Copy the lines of the data below exactly, starting at the first and stopping after the line that contains "const hebrew = /[\u0590-\u05ff]/;"; include no pictures.

::::

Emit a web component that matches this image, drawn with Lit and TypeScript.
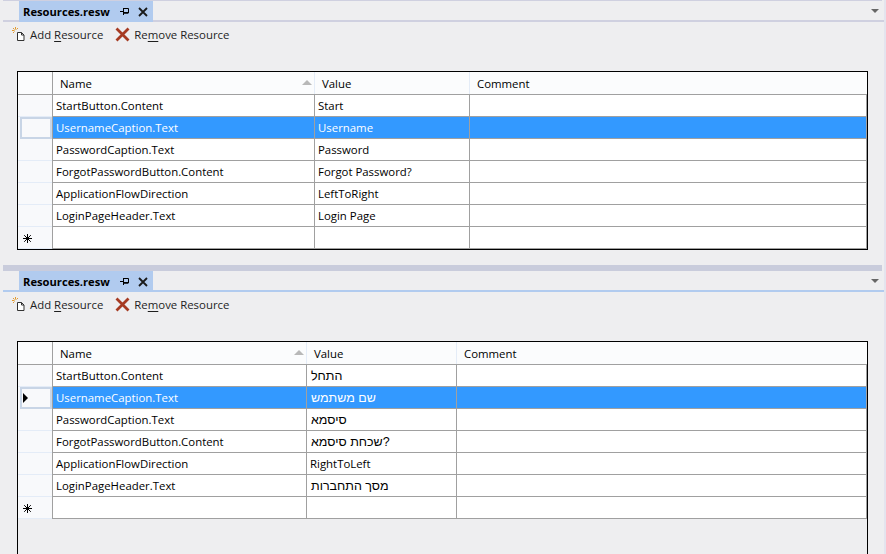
import { LitElement, html, css, svg } from 'lit';
import { customElement, property } from 'lit/decorators.js';

interface Row {
  name: string;
  value: string;
}

const ltrRows: Row[] = [
  { name: 'StartButton.Content', value: 'Start' },
  { name: 'UsernameCaption.Text', value: 'Username' },
  { name: 'PasswordCaption.Text', value: 'Password' },
  { name: 'ForgotPasswordButton.Content', value: 'Forgot Password?' },
  { name: 'ApplicationFlowDirection', value: 'LeftToRight' },
  { name: 'LoginPageHeader.Text', value: 'Login Page' },
];

const rtlRows: Row[] = [
  { name: 'StartButton.Content', value: 'התחל' },
  { name: 'UsernameCaption.Text', value: 'שם משתמש' },
  { name: 'PasswordCaption.Text', value: 'סיסמא' },
  { name: 'ForgotPasswordButton.Content', value: 'שכחת סיסמא?' },
  { name: 'ApplicationFlowDirection', value: 'RightToLeft' },
  { name: 'LoginPageHeader.Text', value: 'מסך התחברות' },
];

const hebrew = /[\u0590-\u05ff]/;

const pinIcon = svg`<svg width="9" height="9" viewBox="0 0 9 9"><path d="M0 4.500h3M3.500 1v7M3.500 1.500h5v4.500h-5" fill="none" stroke="#000" stroke-width="1"/><path d="M4 5h4v1.500h-4z" fill="#000"/></svg>`;
const closeIcon = svg`<svg width="10" height="10" viewBox="0 0 10 10"><path d="M1 1l8 8M9 1l-8 8" stroke="#1a1a1a" stroke-width="1.800"/></svg>`;
const addIcon = svg`<svg width="14" height="14" viewBox="0 0 14 14"><path d="M5.500 5.500h4l2.500 2.500v5.500h-6.500z" fill="#fff" stroke="#333" stroke-width="1"/><path d="M9.500 5.500v2.500h2.500" fill="none" stroke="#333" stroke-width="1"/><path d="M3.500 0v2.500M0 3.500h2.500M1 1l1.500 1.500M6 1l-1.500 1.500M1 6l1.500-1.500" stroke="#e39a2d" stroke-width="1"/></svg>`;
const removeIcon = svg`<svg width="15" height="15" viewBox="0 0 15 15"><path d="M1.500 1.500l12 12M13.500 1.500l-12 12" stroke="#a63a22" stroke-width="2.800"/></svg>`;
const newRowIcon = svg`<svg width="9" height="9" viewBox="0 0 9 9"><path d="M4.500 0v9M0 4.500h9M1.200 1.200l6.600 6.600M7.800 1.200l-6.600 6.600" stroke="#000" stroke-width="1"/></svg>`;

@customElement('resource-grid')
class ResourceGrid extends LitElement {
  static styles = css`
    :host {
      display: block;
      flex: var(--grid-grow, 1);
      margin: 0 16px 0 17px;
      border: 1px solid #000;
      border-bottom: var(--grid-end, 0);
      font: 11.4px 'Open Sans', sans-serif;
      color: #000;
    }
    .row {
      display: grid;
      height: 22px;
      box-sizing: border-box;
      border-bottom: 1px solid #a0a0a0;
      border-right: 1px solid #a0a0a0;
      background: #fff;
    }
    .row > div {
      display: flex;
      align-items: center;
      padding-left: 3px;
      border-right: 1px solid #a0a0a0;
      white-space: nowrap;
      overflow: hidden;
    }
    .row > div:last-child {
      border-right: 0;
    }
    .row > div.he {
      padding-left: 4px;
      font: 12.5px 'Liberation Sans', sans-serif;
    }
    .head {
      height: 23px;
      background: #fbfcfd;
      border-right: 0;
    }
    .head > div {
      padding-left: 7px;
      border-right: 1px solid #e4ecf7;
      justify-content: space-between;
    }
    .head > div:first-child {
      border-right: 1px solid #a0a0a0;
    }
    .row .gutter {
      background: #f8f9fb;
      padding-left: 5px;
      margin-bottom: -1px;
      box-shadow: inset 0 -1px 0 #e4ecf7;
    }
    .row.selected {
      background: #3399ff;
      color: #fff;
    }
    .row.selected .gutter {
      color: #000;
      border-left: 2px solid #f8f9fb;
      box-shadow: inset 0 0 0 2px #c8d5e6;
      padding-left: 3px;
    }
    .sort {
      width: 0;
      height: 0;
      margin: 0 2px 1px 0;
      border-left: 5px solid transparent;
      border-right: 5px solid transparent;
      border-bottom: 5px solid #b8b8b8;
    }
    .marker {
      width: 0;
      height: 0;
      border-top: 5px solid transparent;
      border-bottom: 5px solid transparent;
      border-left: 5px solid #000;
    }
  `;

  @property({ type: Array }) rows: Row[] = [];
  @property() columns = '';
  @property({ type: Boolean }) marker = false;

  render() {
    const cols = `grid-template-columns:${this.columns}`;
    return html`
      <div class="row head" style=${cols}>
        <div></div>
        <div>Name<span class="sort"></span></div>
        <div>Value</div>
        <div>Comment</div>
      </div>
      ${this.rows.map(
        (row, i) => html`
          <div class="row ${i === 1 ? 'selected' : ''}" style=${cols}>
            <div class="gutter">${i === 1 && this.marker ? html`<span class="marker"></span>` : ''}</div>
            <div>${row.name}</div>
            <div class=${hebrew.test(row.value) ? 'he' : ''}>${row.value}</div>
            <div></div>
          </div>
        `
      )}
      <div class="row" style=${cols}>
        <div class="gutter">${newRowIcon}</div>
        <div></div>
        <div></div>
        <div></div>
      </div>
    `;
  }
}

@customElement('resource-pane')
class ResourcePane extends LitElement {
  static styles = css`
    :host {
      display: flex;
      flex-direction: column;
      font: 11.4px 'Open Sans', sans-serif;
      color: #1e1e1e;
    }
    .tabs {
      display: flex;
      justify-content: space-between;
      height: 19px;
      margin-left: 3px;
      padding: 0 5px 0 16px;
      border-bottom: 2px solid var(--tab-line);
    }
    .tab {
      display: flex;
      align-items: center;
      width: 134px;
      height: 21px;
      box-sizing: border-box;
      padding-left: 4px;
      background: #b1cbef;
      font-size: 11.2px;
      font-weight: 700;
      color: #000;
    }
    .tab .pin {
      display: flex;
      margin-left: 10px;
    }
    .tab .close {
      display: flex;
      margin-left: 9px;
    }
    .menu {
      align-self: center;
      width: 0;
      height: 0;
      border-left: 4px solid transparent;
      border-right: 4px solid transparent;
      border-top: 4px solid #666;
    }
    .toolbar {
      display: flex;
      align-items: center;
      height: 24px;
      padding-left: 12px;
    }
    .tool {
      display: flex;
      align-items: center;
      gap: 4px;
      margin-right: 12px;
    }
    .tool svg {
      display: block;
    }
    u {
      text-underline-offset: 2px;
    }
    .spacer {
      height: 25px;
    }
  `;

  @property({ type: Array }) rows: Row[] = [];
  @property() columns = '';
  @property({ type: Boolean }) marker = false;

  render() {
    return html`
      <div class="tabs">
        <div class="tab">
          Resources.resw<span class="pin">${pinIcon}</span><span class="close">${closeIcon}</span>
        </div>
        <span class="menu"></span>
      </div>
      <div class="toolbar">
        <span class="tool">${addIcon}<span>Add <u>R</u>esource</span></span>
        <span class="tool">${removeIcon}<span>Re<u>m</u>ove Resource</span></span>
      </div>
      <div class="spacer"></div>
      <resource-grid .rows=${this.rows} .columns=${this.columns} ?marker=${this.marker}></resource-grid>
    `;
  }
}

@customElement('app-root')
export class AppRoot extends LitElement {
  static styles = css`
    :host {
      display: flex;
      flex-direction: column;
      box-sizing: border-box;
      width: 886px;
      height: 554px;
      overflow: hidden;
      background: #eeeef0;
      border-right: 2px solid #e4e4ee;
    }
    .edge {
      flex: none;
      height: 1px;
      margin: 0 2px 0 3px;
      background: #cfd0e0;
    }
    .top {
      --tab-line: #cfd0e0;
      --grid-grow: none;
      --grid-end: 1px solid #000;
      flex: none;
      height: 264px;
    }
    .splitter {
      flex: none;
      height: 6px;
      margin: 0 2px 0 3px;
      background: #c9ccdc;
    }
    .bottom {
      --tab-line: #b1cbef;
      flex: 1;
    }
  `;

  render() {
    return html`
      <div class="edge"></div>
      <resource-pane class="top" .rows=${ltrRows} .columns=${'35px 262px 155px 1fr'}></resource-pane>
      <div class="splitter"></div>
      <resource-pane class="bottom" .rows=${rtlRows} .columns=${'35px 254px 150px 1fr'} marker></resource-pane>
    `;
  }
}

::::

_ANSWER:_
Emit a web component that matches this image, drawn with Lit and TypeScript.
import { LitElement, html, css, svg } from 'lit';
import { customElement, property } from 'lit/decorators.js';

interface Row {
  name: string;
  value: string;
}

const ltrRows: Row[] = [
  { name: 'StartButton.Content', value: 'Start' },
  { name: 'UsernameCaption.Text', value: 'Username' },
  { name: 'PasswordCaption.Text', value: 'Password' },
  { name: 'ForgotPasswordButton.Content', value: 'Forgot Password?' },
  { name: 'ApplicationFlowDirection', value: 'LeftToRight' },
  { name: 'LoginPageHeader.Text', value: 'Login Page' },
];

const rtlRows: Row[] = [
  { name: 'StartButton.Content', value: 'התחל' },
  { name: 'UsernameCaption.Text', value: 'שם משתמש' },
  { name: 'PasswordCaption.Text', value: 'סיסמא' },
  { name: 'ForgotPasswordButton.Content', value: 'שכחת סיסמא?' },
  { name: 'ApplicationFlowDirection', value: 'RightToLeft' },
  { name: 'LoginPageHeader.Text', value: 'מסך התחברות' },
];

const hebrew = /[\u0590-\u05ff]/;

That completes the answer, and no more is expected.